Российский колокол №7-8 2019 - Максим Адольфович Замшев страница 4.

Шрифт
Фон

Но Анатолий Владимирович Ливри уж точно никак не ассоциируется с трепетной ланью. Он – возмутитель спокойствия сплочённых коллективов литературных и прочих бездарностей, от чего они, бездарности, заходятся в истерике, строчат доносы, обращаются в суды, занимаются сутяжничеством, организуют письма «в инстанции», ведут борьбу не на жизнь, а на смерть. Почему так? Да потому что бездарности так устроены. Их возбуждают две основные причины, лишающие спокойствия: страх за свою профессиональную «песочницу» и не «их» идеология. Шаг в сторону – побег из их коллектива. Публикации не в контролируемых ими изданиях – как минимум непозволительная вольность. Критика их «истеблишмента» – измена. И дело здесь вовсе не в славистах, которые сражаются с Ливри, это фундаментальная особенность бездарей. Они по-другому не могут, будь то изящная словесность или естественно-научные исследования возбудителем их спокойствия. Уж это-то автор данного предисловия может засвидетельствовать, плавали, знаем.
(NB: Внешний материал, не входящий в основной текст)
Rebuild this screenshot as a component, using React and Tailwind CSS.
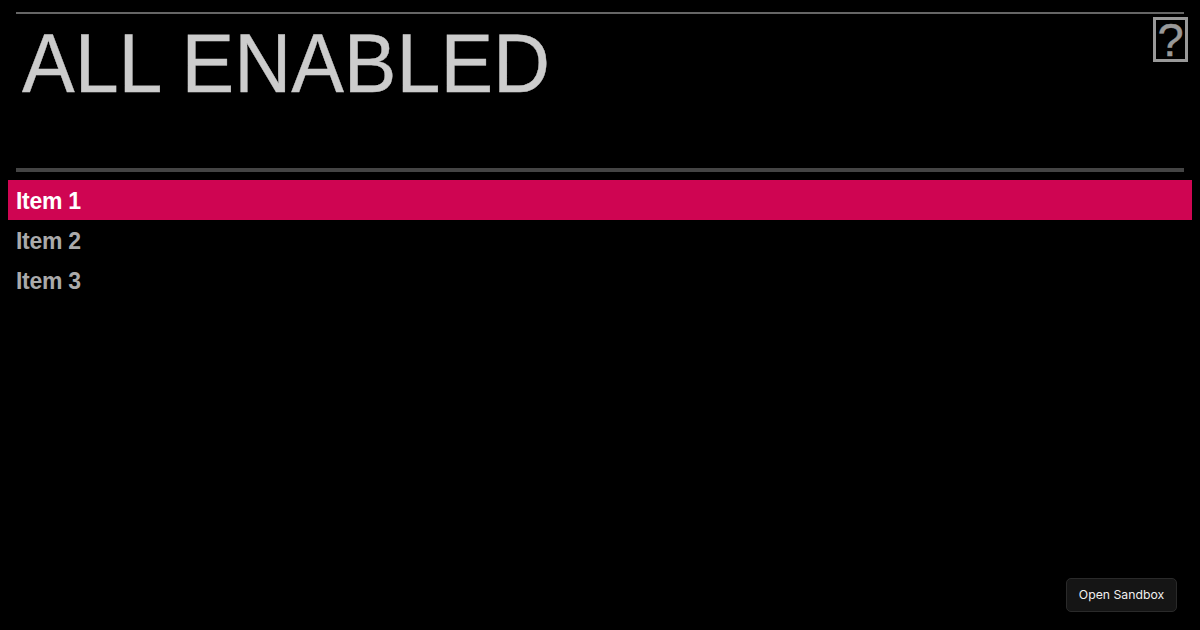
export default function App() {
  const sans = "font-['Liberation_Sans',Arial,sans-serif]";
  return (
    <div className={`relative h-[630px] w-[1200px] overflow-hidden bg-black ${sans}`}>
      <div className="px-2 pt-3">
        <header className="mx-2 flex h-[160px] items-start justify-between border-t-2 border-b-4 border-t-[#666666] border-b-[#444444]">
          <h1 className="ml-[5.5px] mt-[3px] origin-left scale-x-[0.94] text-[84px] leading-[92px] font-normal text-[#cccccc] [-webkit-text-stroke:0.4px_#cccccc]">ALL ENABLED</h1>
          <div className="mt-[3px] -mr-1 flex h-[45px] w-[35px] items-center justify-center border-[3px] border-[#999999] text-[47px] leading-none text-[#999999] [-webkit-text-stroke:0.5px_#999999]">?</div>
        </header>
        <ul className="mt-2 text-[23px] font-bold tracking-[-0.3px]">
          <li className="flex h-10 items-center bg-[#cf0552] px-2 pt-[2px] text-white">Item 1</li>
          <li className="flex h-10 items-center px-2 pt-[2px] text-[#aaaaaa]">Item 2</li>
          <li className="flex h-10 items-center px-2 pt-[2px] text-[#aaaaaa]">Item 3</li>
        </ul>
      </div>
      <button className="absolute right-[23px] bottom-[18px] flex h-[34px] w-[111px] items-center justify-center rounded-[5px] border border-[#2a2a2a] bg-[#151515] font-['Inter',sans-serif] text-[12.25px] text-[#f0f0f0]">Open Sandbox</button>
    </div>
  );
}
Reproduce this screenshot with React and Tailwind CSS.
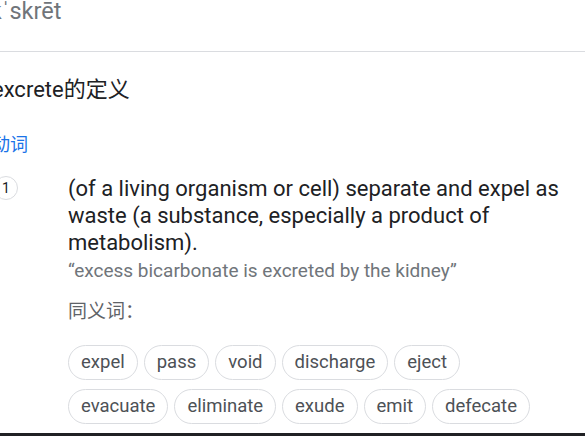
const synonyms = [
  ['expel', 'pass', 'void', 'discharge', 'eject'],
  ['evacuate', 'eliminate', 'exude', 'emit', 'defecate'],
  ['secrete', 'excrete', 'urinate'],
];

function Chip({ word }) {
  return (
    <span className="h-[35px] px-[12px] flex items-center rounded-full border border-[#dadce0] text-[18.5px] text-[#4d5156] whitespace-nowrap">
      {word}
    </span>
  );
}

export default function App() {
  return (
    <div className="w-[585px] h-[436px] flex flex-col bg-white overflow-hidden font-[Roboto,'Noto_Sans_CJK_SC',sans-serif]">
      <div className="flex-1 overflow-hidden">
        {/* 发音 */}
        <div className="h-[52px] border-b border-[#dadce0]">
          <div className="-ml-[16px] text-[23.5px] leading-[22px] text-[#70757a] whitespace-nowrap">ikˈskrēt</div>
        </div>

        <div className="-ml-[8px] mt-[24px] text-[22px] leading-[28px] text-[#202124] whitespace-nowrap">
          excrete的定义
        </div>

        <div className="-ml-[8px] mt-[29px] text-[18px] leading-[24px] text-[#1a73e8]">动词</div>

        <div className="mt-[18px] flex">
          <div className="-ml-[6px] mt-[1px] w-[24px] h-[24px] shrink-0 rounded-full border border-[#dadce0] flex items-center justify-center text-[14px] text-[#202124]">
            1
          </div>
          <div className="ml-[50px] pr-[8px]">
            <p className="text-[22px] leading-[27px] text-[#202124]">
              (of a living organism or cell) separate and expel as waste (a substance, especially a product of metabolism).
            </p>
            <p className="mt-[3px] text-[19px] leading-[24px] text-[#70757a]">
              “excess bicarbonate is excreted by the kidney”
            </p>
            <p className="mt-[17px] text-[19px] leading-[24px] text-[#5f6368]">同义词：</p>
            <div className="mt-[21px] flex flex-col gap-[9px]">
              {synonyms.map((row, i) => (
                <div key={i} className="flex gap-[6px]">
                  {row.map((w) => (
                    <Chip key={w} word={w} />
                  ))}
                </div>
              ))}
            </div>
          </div>
        </div>
      </div>
      <div className="h-[3px] bg-[#202124]" />
    </div>
  );
}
Правда, сейчас бездари измельчали, раньше на меня писали анонимные письма Генеральному секретарю ЦК КПСС тов. Л. И. Брежневу (именно с таким адресом на конверте), сейчас пишут в «Спортлото», то есть в сетевые газеты, но, правда, подписываются, потому что ощущают свою безнаказанность. В последнем письме были 24 подписи, но опять бездарности, как следует из их «научного вклада», разобранного в книге «Кому мешает ДНК-генеалогия» (Книжный мир, М., с. 845, 2016). Так что с «безнаказанностью» у них в том случае ошибочка вышла. Французские бездарности из Совета французской славистики писали доносы на Ливри в Министерство просвещения Франции. Иначе говоря, аналогия с доносами в ЦК КПСС того времени.

Так всё-таки что им мешает сохранять спокойствие и принять как факт, что Анатолий Ливри выше их на две головы как философ, поэт, эллинист, славист, как классик изящной словесности, в конце концов? Попробую объяснить на простом примере. Идёт лекция, и лектор, из бездарных, «по накатанной» объясняет аудитории, что в английском языке двойное отрицание имеет позитивное значение, в ряде других языков двойное отрицание имеет негативное значение, при этом нет ни одного языка, в котором двойное позитивное выражало бы негативность. Ливри с верхнего ряда иронически подаёт голос: «Yeah, right!»

Ну как такое вынести бездарностям, которые «по накатанной»?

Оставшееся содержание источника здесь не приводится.